__DIRECTIVE__.
Render the material again word for word, skipping the pictures in it.

__DATA SEGMENT__.
--- begin ---

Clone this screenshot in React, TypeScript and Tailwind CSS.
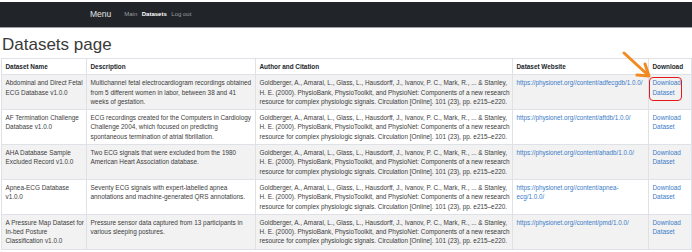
const rows = [
  {
    name: ['Abdominal and Direct Fetal', 'ECG Database v1.0.0'],
    desc: [
      'Multichannel fetal electrocardiogram recordings obtained',
      'from 5 different women in labor, between 38 and 41',
      'weeks of gestation.',
    ],
    site: ['https://physionet.org//content/adfecgdb/1.0.0/'],
  },
  {
    name: ['AF Termination Challenge', 'Database v1.0.0'],
    desc: [
      'ECG recordings created for the Computers in Cardiology',
      'Challenge 2004, which focused on predicting',
      'spontaneous termination of atrial fibrillation.',
    ],
    site: ['https://physionet.org//content/aftdb/1.0.0/'],
  },
  {
    name: ['AHA Database Sample', 'Excluded Record v1.0.0'],
    desc: ['Two ECG signals that were excluded from the 1980', 'American Heart Association database.'],
    site: ['https://physionet.org//content/ahadb/1.0.0/'],
  },
  {
    name: ['Apnea-ECG Database', 'v1.0.0'],
    desc: ['Seventy ECG signals with expert-labelled apnea', 'annotations and machine-generated QRS annotations.'],
    site: ['https://physionet.org//content/apnea-', 'ecg/1.0.0/'],
  },
  {
    name: ['A Pressure Map Dataset for', 'In-bed Posture', 'Classification v1.0.0'],
    desc: ['Pressure sensor data captured from 13 participants in', 'various sleeping postures.'],
    site: ['https://physionet.org//content/pmd/1.0.0/'],
  },
];

const citation = [
  'Goldberger, A., Amaral, L., Glass, L., Hausdorff, J., Ivanov, P. C., Mark, R., ... & Stanley,',
  'H. E. (2000). PhysioBank, PhysioToolkit, and PhysioNet: Components of a new research',
  'resource for complex physiologic signals. Circulation [Online]. 101 (23), pp. e215\u2013e220.',
];

const Lines = ({ lines }: { lines: string[] }) => (
  <>
    {lines.map((l, i) => (
      <span key={i} className="block whitespace-nowrap">
        {l}
      </span>
    ))}
  </>
);

const cell = 'border border-[#dee2e6] px-[3.5px] py-[3px] align-top';

export default function App() {
  return (
    <div className="relative w-[692px] h-[252px] overflow-hidden bg-white pt-[2px] font-['Liberation_Sans',Arial,sans-serif]">
      {/* navbar */}
      <nav className="h-[26px] bg-[#212529] border-b border-[#a0a0a0] flex items-center pl-[90px]">
        <span className="text-[8.5px] text-[#e2e2e2] mr-[13px]">Menu</span>
        <div className="flex items-center gap-[4.5px] text-[6px]">
          <span className="text-[#9a9da0]">Main</span>
          <span className="text-white font-bold">Datasets</span>
          <span className="text-[#9a9da0]">Log out</span>
        </div>
      </nav>

      {/* page */}
      <div className="px-[1px]">
        <h1 className="text-[17px] leading-[20px] text-[#3a3a3a] pl-[1px] mt-[7px] mb-[3px]">Datasets page</h1>

        <table className="table-fixed border-collapse w-[690px] text-[6.4px] leading-[9.3px] text-[#3c3c3c]">
          <colgroup>
            <col className="w-[85px]" />
            <col className="w-[169px]" />
            <col className="w-[257px]" />
            <col className="w-[136px]" />
            <col className="w-[43px]" />
          </colgroup>
          <thead>
            <tr className="text-left font-bold text-[#212529]">
              <th className={cell}>Dataset Name</th>
              <th className={cell}>Description</th>
              <th className={cell}>Author and Citation</th>
              <th className={cell}>Dataset Website</th>
              <th className={cell}>Download</th>
            </tr>
          </thead>
          <tbody>
            {rows.map((r, i) => (
              <tr key={i} className={i % 2 === 0 ? 'bg-[#f2f2f2]' : 'bg-white'}>
                <td className={cell}>
                  <Lines lines={r.name} />
                </td>
                <td className={cell}>
                  <Lines lines={r.desc} />
                </td>
                <td className={cell}>
                  <Lines lines={citation} />
                </td>
                <td className={`${cell} text-[6.3px] text-[#3a7bc8]`}>
                  <Lines lines={r.site} />
                </td>
                <td className={`${cell} text-[#3a7bc8]`}>
                  <Lines lines={['Download', 'Dataset']} />
                </td>
              </tr>
            ))}
          </tbody>
        </table>
      </div>

      {/* annotation: highlight box */}
      <div className="absolute left-[649px] top-[77px] w-[33px] h-[24px] border-[1.5px] border-[#e3191c] rounded-[4px]" />

      {/* annotation: arrow */}
      <svg className="absolute left-[618px] top-[48px]" width="40" height="34" viewBox="0 0 40 34" fill="none">
        <path d="M6 5 L30 27" stroke="#f28a22" strokeWidth="3" strokeLinecap="round" />
        <path d="M27 16 L31 28 L19 27" stroke="#f28a22" strokeWidth="3" strokeLinecap="round" strokeLinejoin="round" />
      </svg>
    </div>
  );
}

--- end ---

__COMPLETED TASK__.
Clone this screenshot in React, TypeScript and Tailwind CSS.
const rows = [
  {
    name: ['Abdominal and Direct Fetal', 'ECG Database v1.0.0'],
    desc: [
      'Multichannel fetal electrocardiogram recordings obtained',
      'from 5 different women in labor, between 38 and 41',
      'weeks of gestation.',
    ],
    site: ['https://physionet.org//content/adfecgdb/1.0.0/'],
  },
  {
    name: ['AF Termination Challenge', 'Database v1.0.0'],
    desc: [
      'ECG recordings created for the Computers in Cardiology',
      'Challenge 2004, which focused on predicting',
      'spontaneous termination of atrial fibrillation.',
    ],
    site: ['https://physionet.org//content/aftdb/1.0.0/'],
  },
  {
    name: ['AHA Database Sample', 'Excluded Record v1.0.0'],
    desc: ['Two ECG signals that were excluded from the 1980', 'American Heart Association database.'],
    site: ['https://physionet.org//content/ahadb/1.0.0/'],
  },
  {
    name: ['Apnea-ECG Database', 'v1.0.0'],
    desc: ['Seventy ECG signals with expert-labelled apnea', 'annotations and machine-generated QRS annotations.'],
    site: ['https://physionet.org//content/apnea-', 'ecg/1.0.0/'],
  },
  {
    name: ['A Pressure Map Dataset for', 'In-bed Posture', 'Classification v1.0.0'],
    desc: ['Pressure sensor data captured from 13 participants in', 'various sleeping postures.'],
    site: ['https://physionet.org//content/pmd/1.0.0/'],
  },
];

const citation = [
  'Goldberger, A., Amaral, L., Glass, L., Hausdorff, J., Ivanov, P. C., Mark, R., ... & Stanley,',
  'H. E. (2000). PhysioBank, PhysioToolkit, and PhysioNet: Components of a new research',
  'resource for complex physiologic signals. Circulation [Online]. 101 (23), pp. e215\u2013e220.',
];

const Lines = ({ lines }: { lines: string[] }) => (
  <>
    {lines.map((l, i) => (
      <span key={i} className="block whitespace-nowrap">
        {l}
      </span>
    ))}
  </>
);

const cell = 'border border-[#dee2e6] px-[3.5px] py-[3px] align-top';

export default function App() {
  return (
    <div className="relative w-[692px] h-[252px] overflow-hidden bg-white pt-[2px] font-['Liberation_Sans',Arial,sans-serif]">
      {/* navbar */}
      <nav className="h-[26px] bg-[#212529] border-b border-[#a0a0a0] flex items-center pl-[90px]">
        <span className="text-[8.5px] text-[#e2e2e2] mr-[13px]">Menu</span>
        <div className="flex items-center gap-[4.5px] text-[6px]">
          <span className="text-[#9a9da0]">Main</span>
          <span className="text-white font-bold">Datasets</span>
          <span className="text-[#9a9da0]">Log out</span>
        </div>
      </nav>

      {/* page */}
      <div className="px-[1px]">
        <h1 className="text-[17px] leading-[20px] text-[#3a3a3a] pl-[1px] mt-[7px] mb-[3px]">Datasets page</h1>

        <table className="table-fixed border-collapse w-[690px] text-[6.4px] leading-[9.3px] text-[#3c3c3c]">
          <colgroup>
            <col className="w-[85px]" />
            <col className="w-[169px]" />
            <col className="w-[257px]" />
            <col className="w-[136px]" />
            <col className="w-[43px]" />
          </colgroup>
          <thead>
            <tr className="text-left font-bold text-[#212529]">
              <th className={cell}>Dataset Name</th>
              <th className={cell}>Description</th>
              <th className={cell}>Author and Citation</th>
              <th className={cell}>Dataset Website</th>
              <th className={cell}>Download</th>
            </tr>
          </thead>
          <tbody>
            {rows.map((r, i) => (
              <tr key={i} className={i % 2 === 0 ? 'bg-[#f2f2f2]' : 'bg-white'}>
                <td className={cell}>
                  <Lines lines={r.name} />
                </td>
                <td className={cell}>
                  <Lines lines={r.desc} />
                </td>
                <td className={cell}>
                  <Lines lines={citation} />
                </td>
                <td className={`${cell} text-[6.3px] text-[#3a7bc8]`}>
                  <Lines lines={r.site} />
                </td>
                <td className={`${cell} text-[#3a7bc8]`}>
                  <Lines lines={['Download', 'Dataset']} />
                </td>
              </tr>
            ))}
          </tbody>
        </table>
      </div>

      {/* annotation: highlight box */}
      <div className="absolute left-[649px] top-[77px] w-[33px] h-[24px] border-[1.5px] border-[#e3191c] rounded-[4px]" />

      {/* annotation: arrow */}
      <svg className="absolute left-[618px] top-[48px]" width="40" height="34" viewBox="0 0 40 34" fill="none">
        <path d="M6 5 L30 27" stroke="#f28a22" strokeWidth="3" strokeLinecap="round" />
        <path d="M27 16 L31 28 L19 27" stroke="#f28a22" strokeWidth="3" strokeLinecap="round" strokeLinejoin="round" />
      </svg>
    </div>
  );
}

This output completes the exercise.